The Master has directed me to inform you that if the Defendant is resident in the Seychelles, the Plaintiff will need leave to serve the proceedings out of the jurisdiction, and no order will be made against him on the present Originating Summons. I am today sending a copy of this letter together with a copy of your letter, to Messrs. Wilde Sapte.


should stress however, that at that stage of the proceedings, the Master did not have before him any copy of the Mortgage. If the Mortgage had not contained clause 10(f) specifically permitting service at 267 The Collonades, the Master would have been perfectly correct. As the Mortgage did contain that clause, there did not appear to be any need to make the application for leave to serve out of the jurisdiction and no such application was made.

A copy of the summons was sent to Mr Berlouis at 267 The Collonades under cover of a letter dated 31 March 1993. A copy of the summons was also sent to Mrs Berlouis at 267 The Colonnades, also under cover of a letter dated 31 March 1993.

Wilde Sapte did not receive any response from Mr Berlouis but did, on 13 April 1993, receive a fax from Barda & Co, a firm of solicitors which Mrs Berlouis had apparently instructed. The fax again referred to the fact that Mr. Berlouis was resident in the Seychelles and asserted that the Joint Liquidators required leave to serve out of the jurisdiction. Again however, Barda & Co do not appear to have seen a copy of the Mortgage (and in particular, clause 10(f) of the Mortgage when they sent that fax). Again, had it not been for the clause they would have been correct. It seems that Mr Barda of Barda & Co also telephoned Mr Dodd.

At the hearing on 14 April 1993, Mr Dodd appeared on behalf of the Joint Liquidators. The Court did not, however, make either of the orders sought. Instead, Deputy Master Powell raised a query as to the service of the Originating Summons on Mr Berlouis. It appears that Mr. Dodd did not at that hearing refer the Deputy Master to Order 10 rule 3 RSC and that the Deputy Master was unaware of that provision enabling the parties to a contract to make provision for service in a manner not otherwise provided for by the RSC. The Deputy Master adjourned the matter generally, with 'liberty to restore', i.e. to apply for a further hearing date:


he hearing was restored for 18 May 1993. A further copy of the Summons, endorsed with the new hearing date, was sent to Mr. Berlouis under cover of a letter dated 16 April 1993 addressed to him at 267 The Colonnades. A copy was sent to Mrs. Berlouis's solicitors on the same day. Again, no response was received from Mr. Berlouis. Mrs. Berlouis' solicitors subsequently agreed to the orders sought.
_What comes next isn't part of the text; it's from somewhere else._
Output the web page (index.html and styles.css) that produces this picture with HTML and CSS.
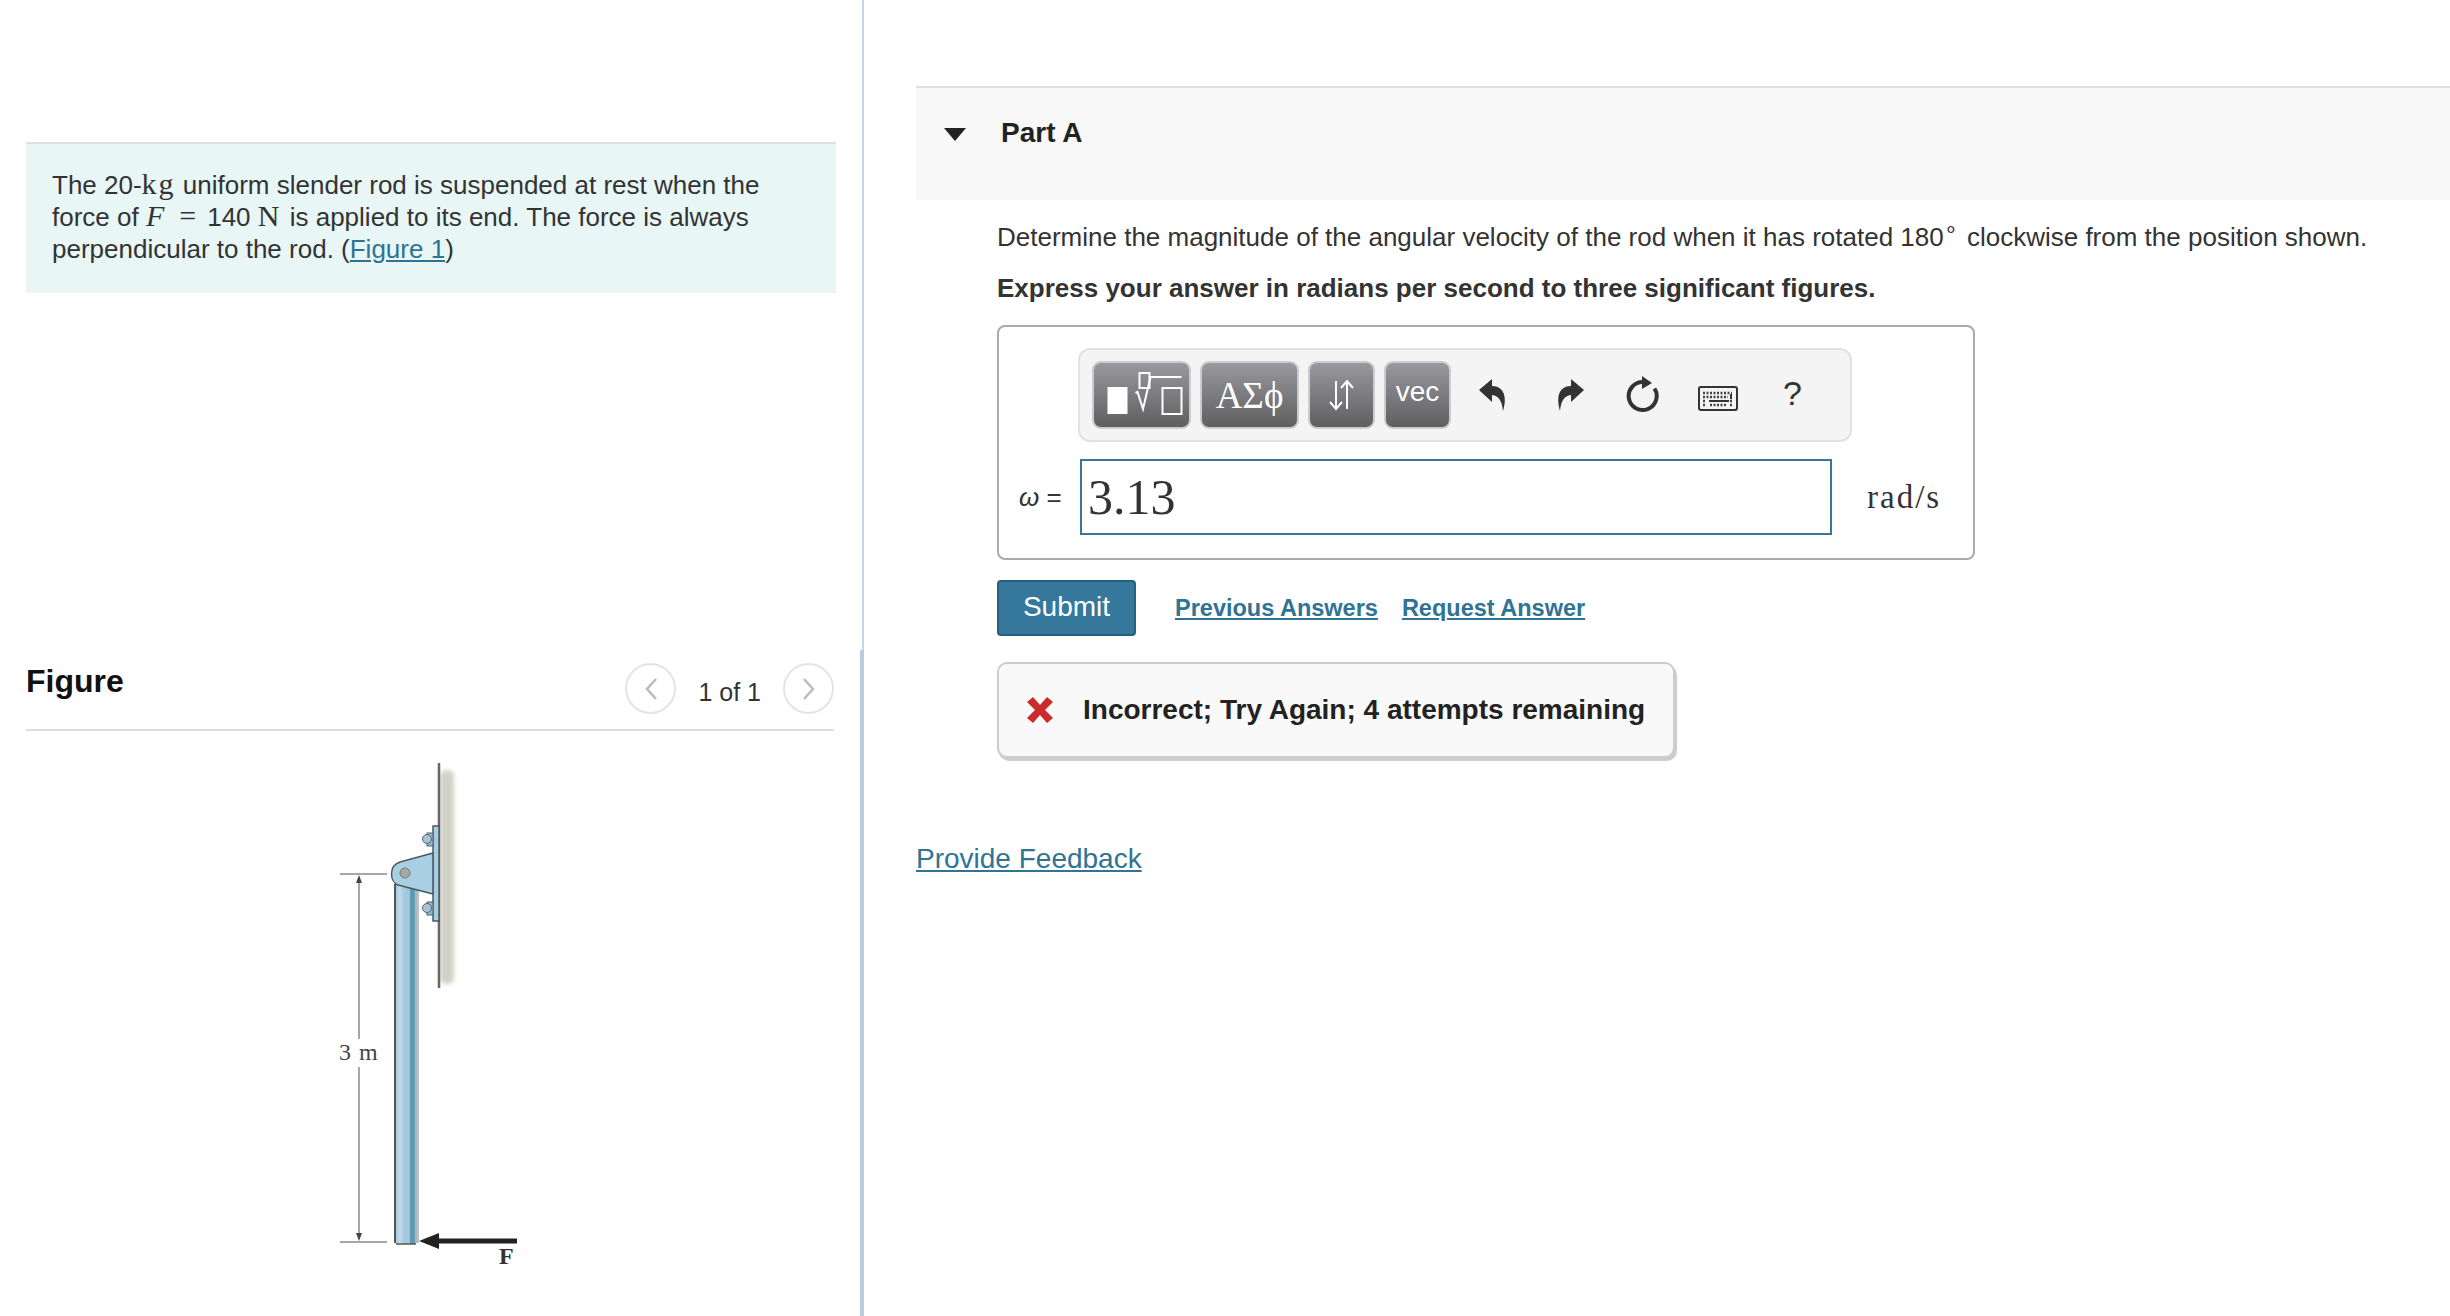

Mr. Alder attended the hearing on 4 August 1993 (which was before Master Moncaster) on behalf of the Joint Liquidators. The Master evidently accepted that the Originating Summons had been validly served and made the possession order which states:

"he Master ordered possession within 24 days of personal service upon Mr. Berlouis in the Seychelles. I objected to this, on the grounds that we did not need to serve him personally, but the Master insisted on the basis that otherwise he may not know what was happening.

Judgment was granted in the sum of £195,591.88, with costs.

Having considered very carefully all the evidence led in this action for an order that judgment of the English High Court be made executory in Seychelles, I have come to the conclusion that the Plaintiffs prayer cannot be acceded to in view of the fact that there was no personal service effected on the Defendant. The Plaintiff knew very well prior to instituting legal proceedings for the recovery of the debt owed to the bank by the Defendant that the latter was no longer residing in England. They were alive to the fact that if service would be effected at 267 The Collonades, it would not come to the notice of the Defendant. The Plaintiff ignored the advice of the Deputy Master and relying on the aforesaid term of the mortgage contract did not seek leave to serve the Defendant out of the jurisdiction. In my considered view they did this at their peril. Had the Defendant been served in Seychelles, he could have exercised any of the rights available to him in the said action. By the Plaintiffs action the Defendant was thus precluded from exercising his constitutional rights.

It is worth reproducing the following excerpts from the White Book - "Subject to certain exceptions an originating notice of process must be served personally on a Defendant unless such service is accepted under any particular rule or statutory enactment or alternative method of service is authorised. As per Order 10/1/12, if the Defendant is within the jurisdiction, he may be served by post, that is by sending a copy of the Writ by ordinary first class post to him at his usual or last known address instead of being served personally on him.. The words `last known' means last known to the Plaintiff, per May LJ in Austin Rover Group Limited v Crouch Buttersavage Associates [1986] 1 WLR 102.

If the Defendant had still been living at the address that he had given in the Mortgage Agreement (the Contract), and the Plaintiff was unaware that he was no longer residing in the United Kingdom, then service at that address would have been deemed to be proper.

In the peculiar circumstances of the present case, I find that one of the conditions laid down in the case of Privatbanken Aktieselskab v Bantele (supra) has not been met and for that reason I refuse to make the judgment given on 4 August 1993 in the High Court of England executory in the Seychelles.